= JOB =
Check every line of the entries that follow, and copy the ones containing "screenshot".

==============================

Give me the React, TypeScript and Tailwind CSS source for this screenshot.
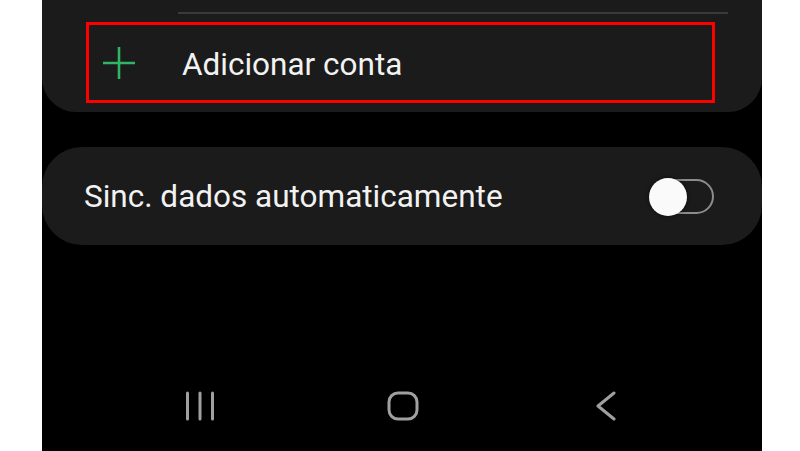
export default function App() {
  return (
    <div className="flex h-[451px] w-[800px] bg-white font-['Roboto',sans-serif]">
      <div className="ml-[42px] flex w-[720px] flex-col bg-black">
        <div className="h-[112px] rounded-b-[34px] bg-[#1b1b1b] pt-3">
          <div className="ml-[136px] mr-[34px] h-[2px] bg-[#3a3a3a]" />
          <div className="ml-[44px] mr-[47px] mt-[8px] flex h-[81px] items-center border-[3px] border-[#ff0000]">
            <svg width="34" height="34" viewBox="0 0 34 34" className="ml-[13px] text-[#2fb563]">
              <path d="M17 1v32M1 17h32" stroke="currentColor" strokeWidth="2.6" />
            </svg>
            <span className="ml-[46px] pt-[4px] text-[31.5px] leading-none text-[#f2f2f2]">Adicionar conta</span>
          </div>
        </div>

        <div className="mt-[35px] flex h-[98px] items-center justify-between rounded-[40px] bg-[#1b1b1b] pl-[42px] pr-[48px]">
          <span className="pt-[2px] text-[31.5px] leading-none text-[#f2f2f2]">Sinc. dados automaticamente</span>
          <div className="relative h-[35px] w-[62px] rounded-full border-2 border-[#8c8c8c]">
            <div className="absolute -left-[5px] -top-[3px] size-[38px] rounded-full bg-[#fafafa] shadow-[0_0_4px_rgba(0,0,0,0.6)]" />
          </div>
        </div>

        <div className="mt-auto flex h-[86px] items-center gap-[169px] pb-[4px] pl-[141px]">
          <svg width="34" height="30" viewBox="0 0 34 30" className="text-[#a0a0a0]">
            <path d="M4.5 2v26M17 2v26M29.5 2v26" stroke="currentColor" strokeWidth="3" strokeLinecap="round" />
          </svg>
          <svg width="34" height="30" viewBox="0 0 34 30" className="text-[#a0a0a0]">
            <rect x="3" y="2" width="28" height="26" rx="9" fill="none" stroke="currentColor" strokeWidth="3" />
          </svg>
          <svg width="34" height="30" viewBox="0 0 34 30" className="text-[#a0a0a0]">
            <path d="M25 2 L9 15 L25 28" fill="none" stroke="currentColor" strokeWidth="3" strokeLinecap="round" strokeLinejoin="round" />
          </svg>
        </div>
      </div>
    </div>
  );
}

==============================

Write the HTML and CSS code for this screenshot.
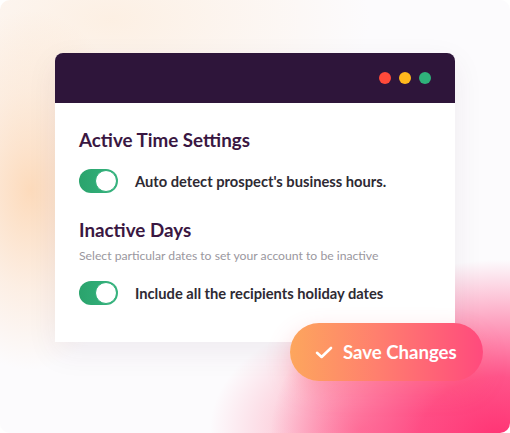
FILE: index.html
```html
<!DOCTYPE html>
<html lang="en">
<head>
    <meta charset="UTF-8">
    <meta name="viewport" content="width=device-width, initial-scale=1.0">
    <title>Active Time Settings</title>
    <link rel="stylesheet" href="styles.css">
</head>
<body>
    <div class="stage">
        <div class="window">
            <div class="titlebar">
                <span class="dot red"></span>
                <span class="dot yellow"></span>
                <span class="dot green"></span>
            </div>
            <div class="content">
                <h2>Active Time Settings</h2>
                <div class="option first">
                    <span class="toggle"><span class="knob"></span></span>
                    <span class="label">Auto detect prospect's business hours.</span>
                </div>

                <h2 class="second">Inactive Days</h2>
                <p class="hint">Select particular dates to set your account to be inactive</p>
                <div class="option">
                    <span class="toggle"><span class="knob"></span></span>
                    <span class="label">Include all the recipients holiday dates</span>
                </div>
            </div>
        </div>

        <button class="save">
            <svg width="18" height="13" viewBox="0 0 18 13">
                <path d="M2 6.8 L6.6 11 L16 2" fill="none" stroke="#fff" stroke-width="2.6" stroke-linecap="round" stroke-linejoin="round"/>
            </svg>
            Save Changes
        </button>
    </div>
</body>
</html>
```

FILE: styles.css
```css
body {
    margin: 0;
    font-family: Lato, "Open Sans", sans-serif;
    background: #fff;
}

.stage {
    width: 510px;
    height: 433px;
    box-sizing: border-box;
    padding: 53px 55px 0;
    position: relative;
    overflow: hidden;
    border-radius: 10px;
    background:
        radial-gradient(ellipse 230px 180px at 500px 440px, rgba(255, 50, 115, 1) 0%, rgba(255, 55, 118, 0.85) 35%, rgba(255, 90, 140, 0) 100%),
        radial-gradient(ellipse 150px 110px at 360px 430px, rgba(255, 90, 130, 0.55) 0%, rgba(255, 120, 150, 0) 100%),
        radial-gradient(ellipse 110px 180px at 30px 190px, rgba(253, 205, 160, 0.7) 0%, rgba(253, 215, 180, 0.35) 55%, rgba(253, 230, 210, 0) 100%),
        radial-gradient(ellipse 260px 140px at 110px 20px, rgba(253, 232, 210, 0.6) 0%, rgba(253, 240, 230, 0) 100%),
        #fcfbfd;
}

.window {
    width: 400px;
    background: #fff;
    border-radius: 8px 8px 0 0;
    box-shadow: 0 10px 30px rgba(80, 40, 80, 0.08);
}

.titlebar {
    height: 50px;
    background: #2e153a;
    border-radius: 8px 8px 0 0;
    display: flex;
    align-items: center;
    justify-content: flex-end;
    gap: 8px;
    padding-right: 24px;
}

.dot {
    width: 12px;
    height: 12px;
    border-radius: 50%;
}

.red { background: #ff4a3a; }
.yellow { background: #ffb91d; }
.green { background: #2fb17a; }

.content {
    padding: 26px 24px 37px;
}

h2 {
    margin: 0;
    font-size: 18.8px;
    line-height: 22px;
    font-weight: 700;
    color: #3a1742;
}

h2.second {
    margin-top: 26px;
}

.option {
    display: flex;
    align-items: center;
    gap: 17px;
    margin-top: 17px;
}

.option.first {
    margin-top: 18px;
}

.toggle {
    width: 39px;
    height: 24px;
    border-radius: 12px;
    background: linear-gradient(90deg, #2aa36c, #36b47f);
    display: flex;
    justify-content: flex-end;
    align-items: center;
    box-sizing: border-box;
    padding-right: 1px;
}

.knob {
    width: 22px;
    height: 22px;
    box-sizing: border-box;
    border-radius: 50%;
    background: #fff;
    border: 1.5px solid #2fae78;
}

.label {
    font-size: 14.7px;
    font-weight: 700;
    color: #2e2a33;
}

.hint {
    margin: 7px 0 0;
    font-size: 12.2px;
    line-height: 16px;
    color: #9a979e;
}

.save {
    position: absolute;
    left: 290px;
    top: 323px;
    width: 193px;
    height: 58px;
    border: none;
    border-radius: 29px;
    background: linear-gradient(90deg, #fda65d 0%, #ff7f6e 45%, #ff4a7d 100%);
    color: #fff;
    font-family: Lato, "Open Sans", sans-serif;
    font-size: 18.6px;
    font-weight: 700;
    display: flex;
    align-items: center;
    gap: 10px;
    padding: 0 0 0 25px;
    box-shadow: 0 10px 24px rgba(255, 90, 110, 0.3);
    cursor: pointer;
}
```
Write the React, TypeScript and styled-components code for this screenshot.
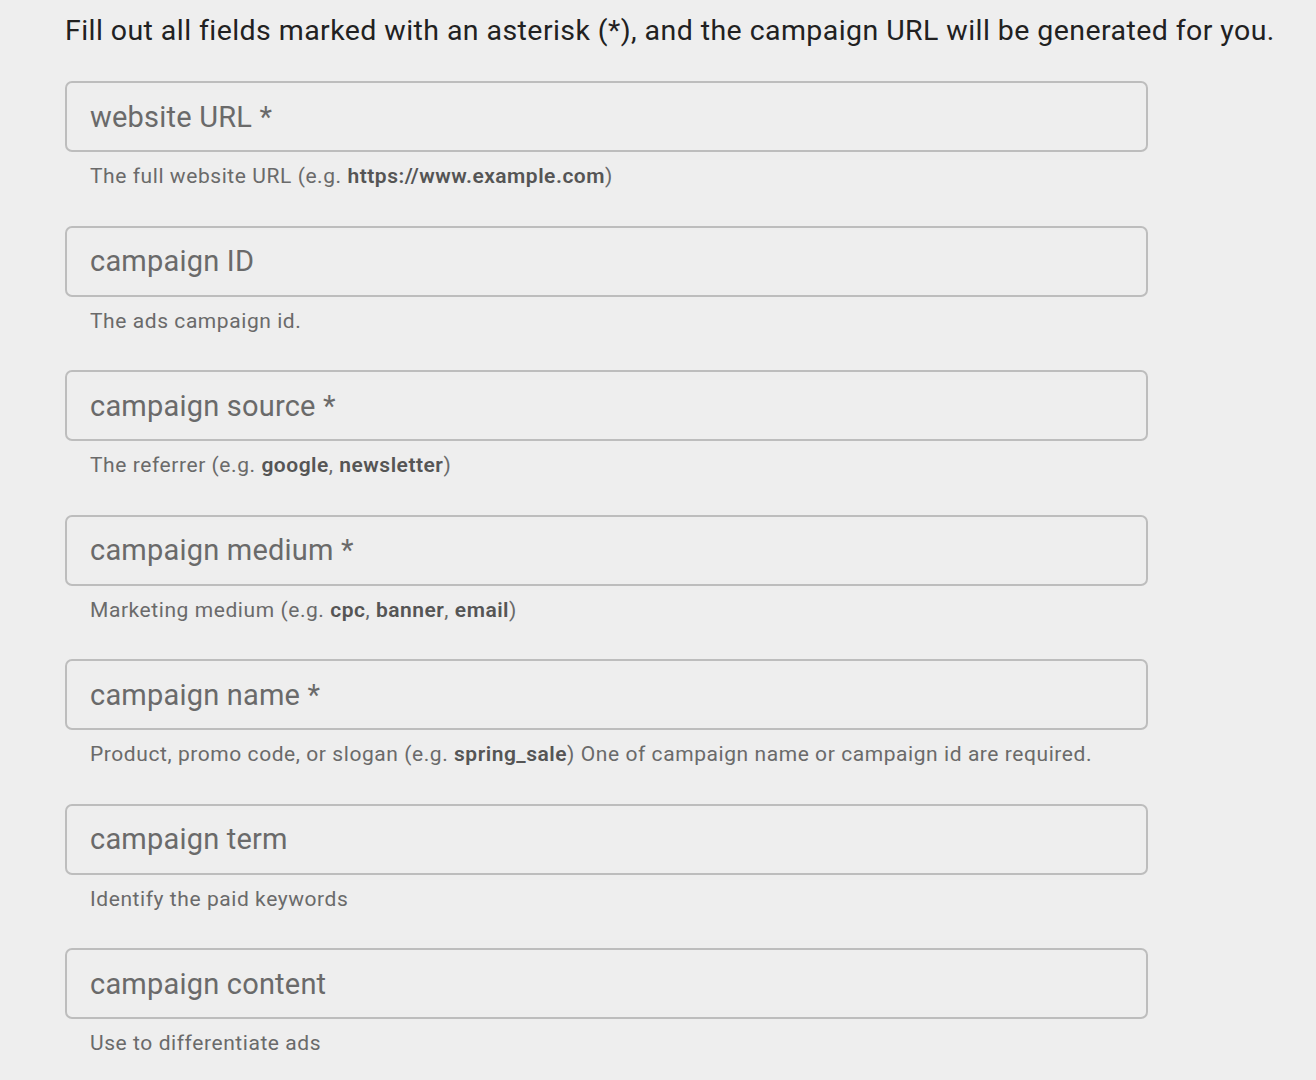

==============================

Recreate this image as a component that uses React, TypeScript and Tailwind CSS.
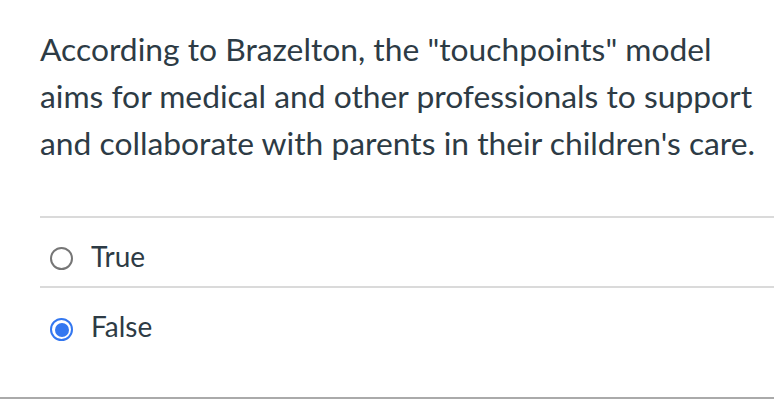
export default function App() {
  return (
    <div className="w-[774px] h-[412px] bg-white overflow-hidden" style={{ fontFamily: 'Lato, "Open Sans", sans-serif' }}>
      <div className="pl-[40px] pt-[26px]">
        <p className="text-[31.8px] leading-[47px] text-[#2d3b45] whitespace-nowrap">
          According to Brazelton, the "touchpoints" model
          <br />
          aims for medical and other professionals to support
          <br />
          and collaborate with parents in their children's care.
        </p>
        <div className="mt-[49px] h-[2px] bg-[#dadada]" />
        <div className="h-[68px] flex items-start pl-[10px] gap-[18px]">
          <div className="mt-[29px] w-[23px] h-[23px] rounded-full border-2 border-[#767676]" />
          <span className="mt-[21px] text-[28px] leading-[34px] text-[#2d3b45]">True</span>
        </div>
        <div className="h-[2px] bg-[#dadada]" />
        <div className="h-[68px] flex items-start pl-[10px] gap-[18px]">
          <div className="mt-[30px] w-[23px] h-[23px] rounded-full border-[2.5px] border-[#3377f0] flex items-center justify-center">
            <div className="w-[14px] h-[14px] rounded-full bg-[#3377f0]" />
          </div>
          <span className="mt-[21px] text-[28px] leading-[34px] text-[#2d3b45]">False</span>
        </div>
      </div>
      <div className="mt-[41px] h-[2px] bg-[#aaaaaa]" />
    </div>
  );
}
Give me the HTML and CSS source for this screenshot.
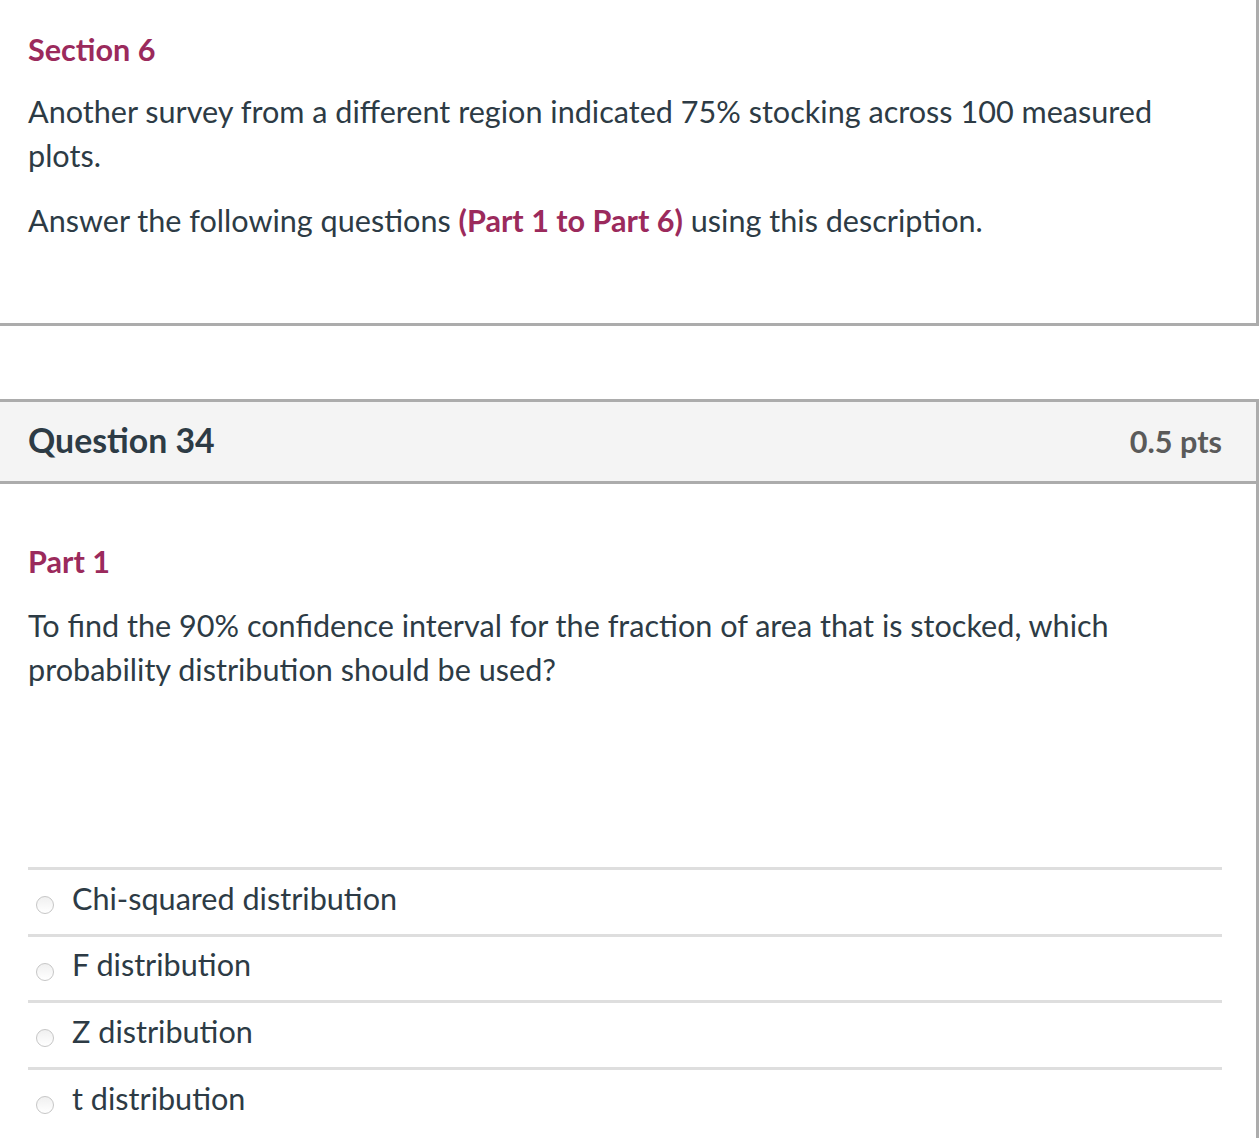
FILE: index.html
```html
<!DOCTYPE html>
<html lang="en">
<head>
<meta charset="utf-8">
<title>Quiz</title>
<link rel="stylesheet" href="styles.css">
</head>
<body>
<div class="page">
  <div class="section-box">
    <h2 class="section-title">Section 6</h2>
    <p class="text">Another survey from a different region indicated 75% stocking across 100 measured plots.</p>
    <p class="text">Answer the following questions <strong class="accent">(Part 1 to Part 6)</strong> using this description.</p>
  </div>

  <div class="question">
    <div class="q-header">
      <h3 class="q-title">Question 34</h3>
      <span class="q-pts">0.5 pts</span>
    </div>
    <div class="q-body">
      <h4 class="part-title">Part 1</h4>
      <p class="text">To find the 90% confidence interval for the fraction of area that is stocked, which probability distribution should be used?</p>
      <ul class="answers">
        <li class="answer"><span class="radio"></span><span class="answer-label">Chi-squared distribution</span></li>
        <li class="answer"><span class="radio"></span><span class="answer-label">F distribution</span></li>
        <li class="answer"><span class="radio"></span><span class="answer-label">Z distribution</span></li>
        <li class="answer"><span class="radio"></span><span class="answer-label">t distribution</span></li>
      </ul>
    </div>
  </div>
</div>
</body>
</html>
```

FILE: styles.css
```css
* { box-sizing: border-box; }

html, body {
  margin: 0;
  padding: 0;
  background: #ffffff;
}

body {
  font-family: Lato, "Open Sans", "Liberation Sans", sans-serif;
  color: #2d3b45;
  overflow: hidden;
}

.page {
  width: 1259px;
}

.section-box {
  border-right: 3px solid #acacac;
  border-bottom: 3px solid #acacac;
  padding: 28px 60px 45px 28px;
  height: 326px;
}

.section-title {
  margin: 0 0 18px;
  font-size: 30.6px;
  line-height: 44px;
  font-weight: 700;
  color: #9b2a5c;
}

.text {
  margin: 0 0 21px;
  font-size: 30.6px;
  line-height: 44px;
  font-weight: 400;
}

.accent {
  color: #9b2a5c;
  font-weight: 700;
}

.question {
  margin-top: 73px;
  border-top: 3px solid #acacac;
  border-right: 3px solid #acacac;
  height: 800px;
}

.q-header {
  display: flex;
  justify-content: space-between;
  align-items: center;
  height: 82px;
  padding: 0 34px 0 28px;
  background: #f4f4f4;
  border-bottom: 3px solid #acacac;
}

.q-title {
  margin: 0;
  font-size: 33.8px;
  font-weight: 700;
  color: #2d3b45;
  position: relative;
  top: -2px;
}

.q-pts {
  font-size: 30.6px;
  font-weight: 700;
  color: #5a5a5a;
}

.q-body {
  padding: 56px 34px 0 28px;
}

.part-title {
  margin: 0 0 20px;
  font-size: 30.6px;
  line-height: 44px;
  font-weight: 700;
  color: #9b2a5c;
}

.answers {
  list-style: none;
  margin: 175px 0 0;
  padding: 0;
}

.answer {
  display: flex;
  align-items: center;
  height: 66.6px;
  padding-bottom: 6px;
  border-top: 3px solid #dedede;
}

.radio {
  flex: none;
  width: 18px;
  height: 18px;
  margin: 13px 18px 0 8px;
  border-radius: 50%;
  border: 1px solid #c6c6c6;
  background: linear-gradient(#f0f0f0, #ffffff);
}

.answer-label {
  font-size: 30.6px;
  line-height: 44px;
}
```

==============================

= CORRECT RESPONSE =
Give me the React, TypeScript and Tailwind CSS source for this screenshot.
Write the HTML and CSS code for this screenshot.
Write the React, TypeScript and styled-components code for this screenshot.
Give me the HTML and CSS source for this screenshot.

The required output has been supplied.